The study’s authors reviewed existing research into the impact of home-working.They found of the 39 studies analyzed, 26 suggested that home-working cuts energy use through reduced travel to work and office energy consumption. Only eight studies suggest the impact was neutral or negative.
But once a wider range of impacts are included, such as non-work travel and home energy use, the savings are much smaller and more unpredictable. So despite assumptions about the energy-saving benefits of working from home, there is still a lot of uncertainty around how great they actually are.
Available research suggests that the biggest energy savings are found when staff work from home full-time, rather than split time between the office and home. And even when home-working is full-time, other factors need to be considered, such as how commutes are often combined with other duties such as the school run and shopping.

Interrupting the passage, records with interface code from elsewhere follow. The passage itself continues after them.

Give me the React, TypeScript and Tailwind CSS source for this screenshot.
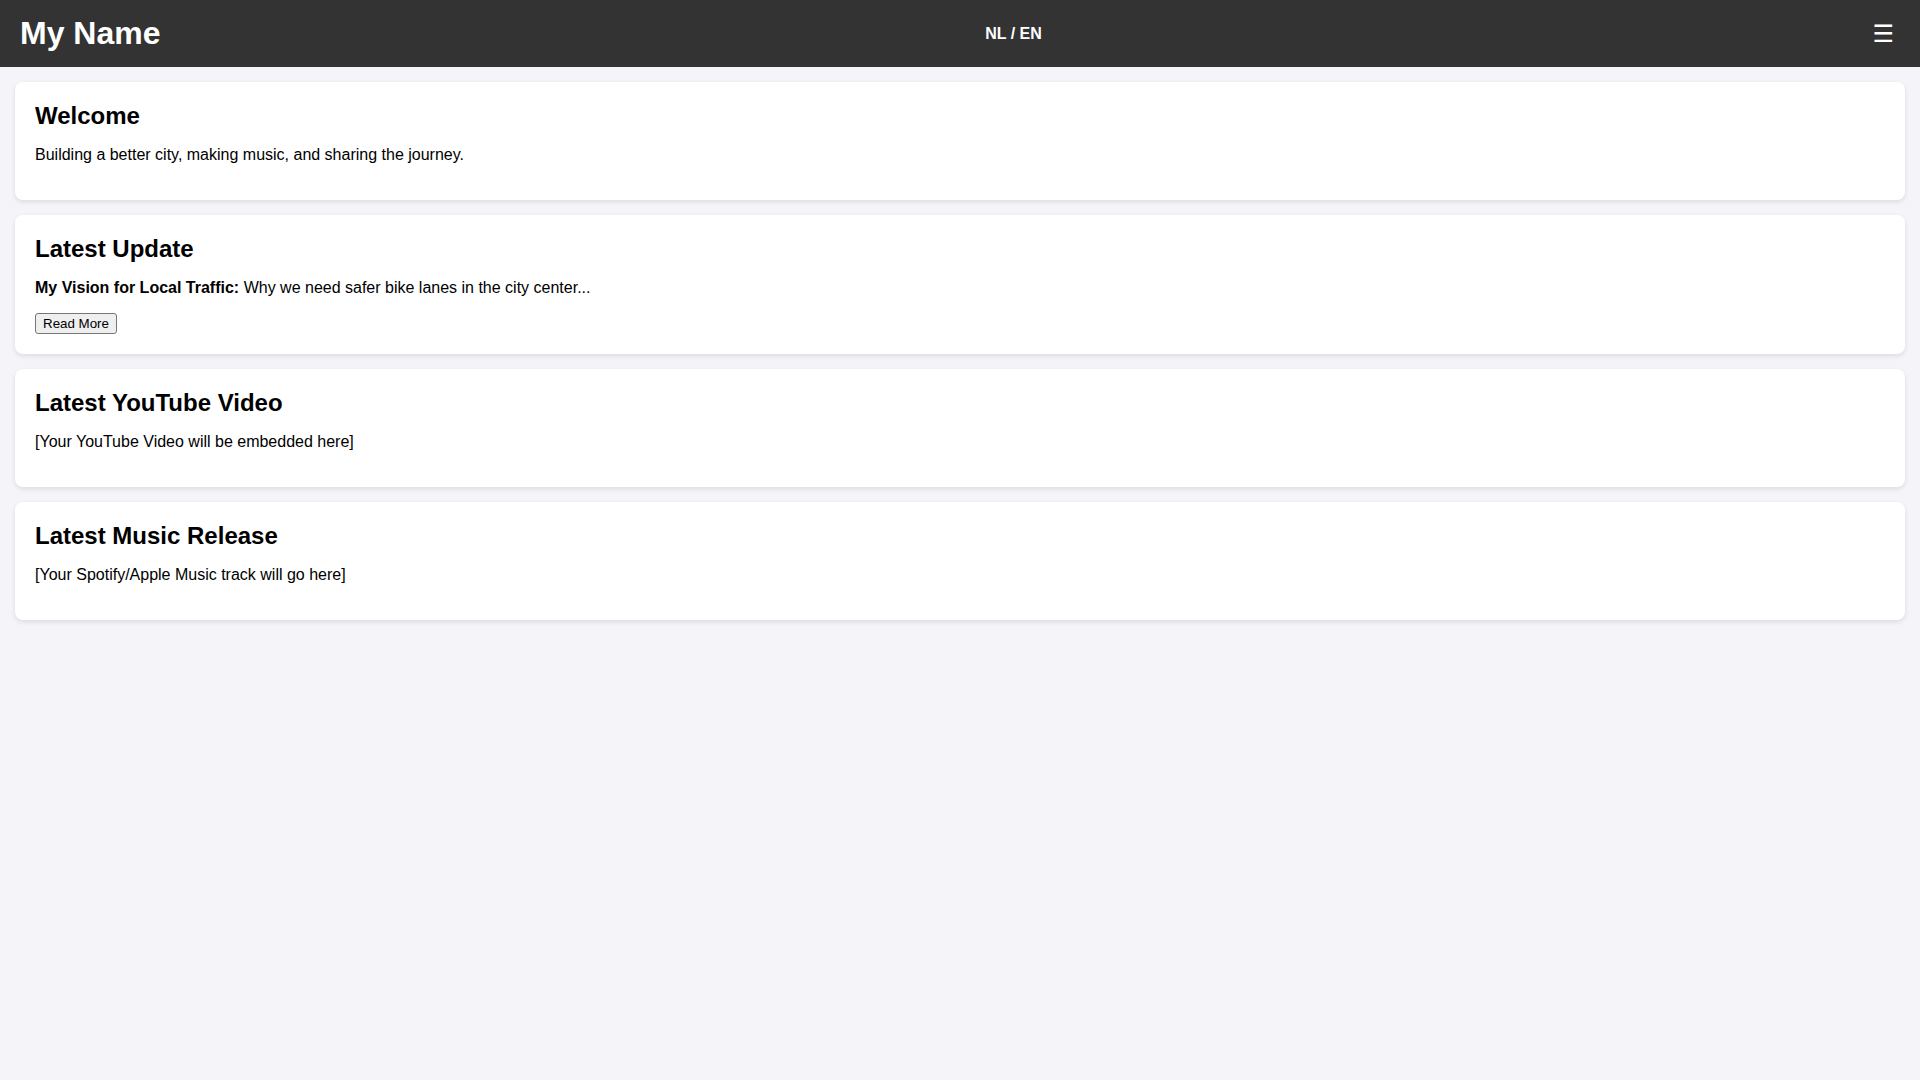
import React from "react";

const cards = [
  {
    title: "Welcome",
    body: "Building a better city, making music, and sharing the journey.",
  },
  {
    title: "Latest Update",
    lead: "My Vision for Local Traffic:",
    body: " Why we need safer bike lanes in the city center...",
    button: "Read More",
  },
  {
    title: "Latest YouTube Video",
    body: "[Your YouTube Video will be embedded here]",
  },
  {
    title: "Latest Music Release",
    body: "[Your Spotify/Apple Music track will go here]",
  },
];

export default function App() {
  return (
    <div className="min-h-screen bg-[#f4f4f9] text-black font-['Liberation_Sans',Arial,sans-serif] leading-[normal]">
      <header className="flex items-center justify-between bg-[#333] text-white px-5 py-[15px]">
        <h1 className="m-0 text-[32px] font-bold leading-[normal]">My Name</h1>
        <div className="text-[16px] font-bold leading-[normal]">NL / EN</div>
        <button className="bg-transparent border-0 text-white text-[24px] px-[6px] py-[1px] leading-[normal] font-['DejaVu_Sans',sans-serif]">
          ☰
        </button>
      </header>

      <main className="p-[15px]">
        {cards.map((card) => (
          <section
            key={card.title}
            className="bg-white rounded-lg p-5 mb-[15px] shadow-[0_2px_5px_rgba(0,0,0,0.1)]"
          >
            <h2 className="m-0 text-[24px] font-bold leading-[normal]">{card.title}</h2>
            <p className="my-4 text-[16px] leading-[normal]">
              {card.lead && <strong className="font-bold">{card.lead}</strong>}
              {card.body}
            </p>
            {card.button && (
              <button className="block bg-[#efefef] text-black border border-[#767676] rounded-[3px] px-[7px] py-[2px] text-[13.333px] leading-[normal]">
                {card.button}
              </button>
            )}
          </section>
        ))}
      </main>
    </div>
  );
}
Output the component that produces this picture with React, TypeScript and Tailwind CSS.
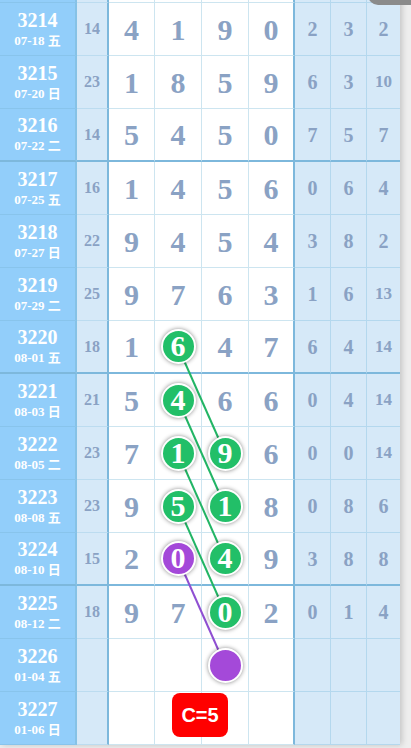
import React from "react";

type Row = {
    period: string;
    date: string;
    sum?: number;
    digits?: number[];
    extra?: number[];
    hidden?: boolean;
};

const rows: Row[] = [
    // row scrolled off the top; only its bottom edge shows
    { period: "3213", date: "07-15 二", hidden: true },
    { period: "3214", date: "07-18 五", sum: 14, digits: [4, 1, 9, 0], extra: [2, 3, 2] },
    { period: "3215", date: "07-20 日", sum: 23, digits: [1, 8, 5, 9], extra: [6, 3, 10] },
    { period: "3216", date: "07-22 二", sum: 14, digits: [5, 4, 5, 0], extra: [7, 5, 7] },
    { period: "3217", date: "07-25 五", sum: 16, digits: [1, 4, 5, 6], extra: [0, 6, 4] },
    { period: "3218", date: "07-27 日", sum: 22, digits: [9, 4, 5, 4], extra: [3, 8, 2] },
    { period: "3219", date: "07-29 二", sum: 25, digits: [9, 7, 6, 3], extra: [1, 6, 13] },
    { period: "3220", date: "08-01 五", sum: 18, digits: [1, 6, 4, 7], extra: [6, 4, 14] },
    { period: "3221", date: "08-03 日", sum: 21, digits: [5, 4, 6, 6], extra: [0, 4, 14] },
    { period: "3222", date: "08-05 二", sum: 23, digits: [7, 1, 9, 6], extra: [0, 0, 14] },
    { period: "3223", date: "08-08 五", sum: 23, digits: [9, 5, 1, 8], extra: [0, 8, 6] },
    { period: "3224", date: "08-10 日", sum: 15, digits: [2, 0, 4, 9], extra: [3, 8, 8] },
    { period: "3225", date: "08-12 二", sum: 18, digits: [9, 7, 0, 2], extra: [0, 1, 4] },
    { period: "3226", date: "01-04 五" },
    { period: "3227", date: "01-06 日" },
];

// marked balls: period-column -> colour
const balls: Record<string, "green" | "purple"> = {
    "3220-1": "green",
    "3221-1": "green",
    "3222-1": "green",
    "3222-2": "green",
    "3223-1": "green",
    "3223-2": "green",
    "3224-1": "purple",
    "3224-2": "green",
    "3225-2": "green",
    "3226-2": "purple",
};

const digitWidths = ["w-[46px]", "w-[47px]", "w-[47px]", "w-[46px]"];
const extraWidths = ["w-[36px]", "w-[36px]", "w-[33px]"];

const serif = "font-[family-name:Liberation_Serif,Noto_Sans_CJK_SC,serif]";

function Ball({ color, value }: { color: "green" | "purple"; value?: number }) {
    return (
        <div
            className={
                "relative z-10 w-[35px] h-[35px] rounded-full border-2 border-white flex items-center justify-center text-white text-[30px] font-bold leading-none shadow-[0_0_4px_rgba(0,0,0,0.45)] " +
                (color === "green" ? "bg-[#22bf68]" : "bg-[#a449d9]")
            }
        >
            {value !== undefined && <span className="-mt-[1px]">{value}</span>}
        </div>
    );
}

export default function App() {
    return (
        <div className={"relative w-[411px] h-[748px] overflow-hidden bg-[#eeeeee] " + serif}>
            <div className="relative w-[400px] -mt-[50px] shadow-[2px_0_6px_rgba(0,0,0,0.18)]">
                {rows.map((row) => {
                    const thick = Number(row.period) % 4 === 0;
                    const bb = thick ? "border-b-2" : "border-b";
                    return (
                        <div key={row.period} className="flex h-[53px]">
                            {/* period */}
                            <div
                                className={
                                    "w-[77px] bg-[#92cefa] border-r-2 border-r-[#86c2e6] flex flex-col items-center justify-center text-white font-bold " +
                                    bb +
                                    (thick ? " border-b-[#7db8dc]" : " border-b-[#88c4ec]")
                                }
                            >
                                {!row.hidden && (
                                    <>
                                        <span className="text-[20px] leading-[22px]">{row.period}</span>
                                        <span className="text-[13px] leading-[18px] mt-[1px]">{row.date}</span>
                                    </>
                                )}
                            </div>

                            {/* sum */}
                            <div
                                className={
                                    "w-[32px] bg-[#d6e9f8] border-r-2 border-r-[#7db8dc] flex items-center justify-center text-[16px] font-bold text-[#8aa2c4] " +
                                    bb +
                                    (thick ? " border-b-[#7db8dc]" : " border-b-[#bcdcf0]")
                                }
                            >
                                {row.sum}
                            </div>

                            {/* digits */}
                            {digitWidths.map((w, i) => {
                                const ball = balls[`${row.period}-${i}`];
                                return (
                                    <div
                                        key={i}
                                        className={
                                            w +
                                            " bg-white flex items-center justify-center text-[30px] font-bold text-[#8aa2c4] " +
                                            bb +
                                            (thick ? " border-b-[#7db8dc]" : " border-b-[#cde5f0]") +
                                            (i === 3 ? " border-r-2 border-r-[#7db8dc]" : " border-r border-r-[#cde5f0]")
                                        }
                                    >
                                        {ball ? (
                                            <Ball color={ball} value={row.digits?.[i]} />
                                        ) : (
                                            row.digits?.[i]
                                        )}
                                    </div>
                                );
                            })}

                            {/* extra */}
                            {extraWidths.map((w, i) => {
                                const v = row.extra?.[i];
                                return (
                                    <div
                                        key={i}
                                        className={
                                            w +
                                            " bg-[#d6e9f8] flex items-center justify-center font-bold text-[#8aa2c4] " +
                                            (v !== undefined && v > 9 ? "text-[17px] " : "text-[20px] ") +
                                            bb +
                                            (thick ? " border-b-[#7db8dc]" : " border-b-[#b4d8ee]") +
                                            (i < 2 ? " border-r border-r-[#b4d8ee]" : "")
                                        }
                                    >
                                        {v}
                                    </div>
                                );
                            })}
                        </div>
                    );
                })}

                {/* trend lines */}
                <svg
                    className="absolute left-0 top-0 z-[5] pointer-events-none"
                    width="400"
                    height="795"
                    viewBox="0 0 400 795"
                >
                    <g stroke="#22b565" strokeWidth="2">
                        <line x1="178" y1="397" x2="225" y2="503" />
                        <line x1="178" y1="450" x2="225" y2="556" />
                        <line x1="178" y1="503" x2="225" y2="609" />
                        <line x1="178" y1="556" x2="225" y2="662" />
                    </g>
                    <line x1="178" y1="609" x2="225" y2="715" stroke="#8f4fd2" strokeWidth="2" />
                </svg>

                {/* result badge */}
                <div className="absolute left-[172px] top-[743px] z-10 w-[56px] h-[44px] rounded-[8px] bg-[#ff0000] flex items-center justify-center text-white text-[20px] font-bold font-[family-name:Liberation_Sans,Arial,sans-serif]">
                    C=5
                </div>
            </div>

            {/* floating control edge */}
            <div className="absolute -top-[15px] -right-[10px] w-[53px] h-[20px] rounded-[12px] bg-[#8b8b8b]" />
        </div>
    );
}
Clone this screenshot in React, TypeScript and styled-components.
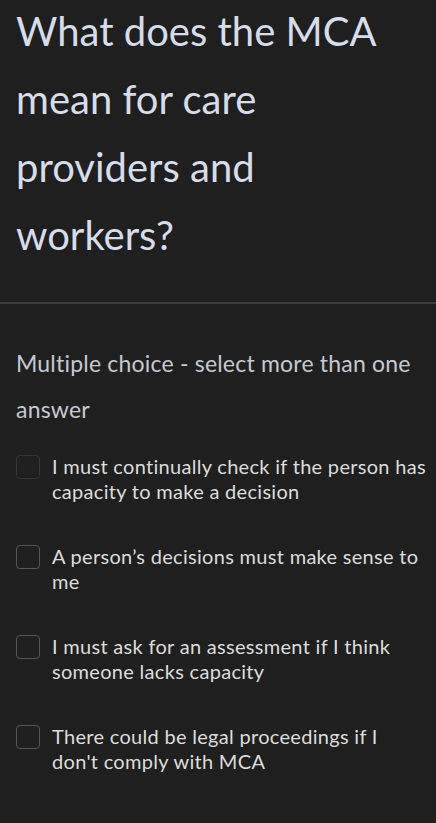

People who usually work from home often live further away from their office, meaning that they have much longer journeys on the days they do commute. For example, one study of UK workers found that those who work from home have, on average, a 17.2km-longer commute than those who are solely office-based.
“A scenario after the threat of coronavirus has cleared where workers will want the best of both worlds – retaining the freedom and flexibility they found from working from home, but the social aspects of working at an office that they’ve missed out on during lockdown – will not deliver the energy savings the world needs,” study author Benjamin K Sovacool, Professor of Energy Policy at the Science Policy Research Unit, University of Sussex, told the Centre for Research into Energy Demand Solutions.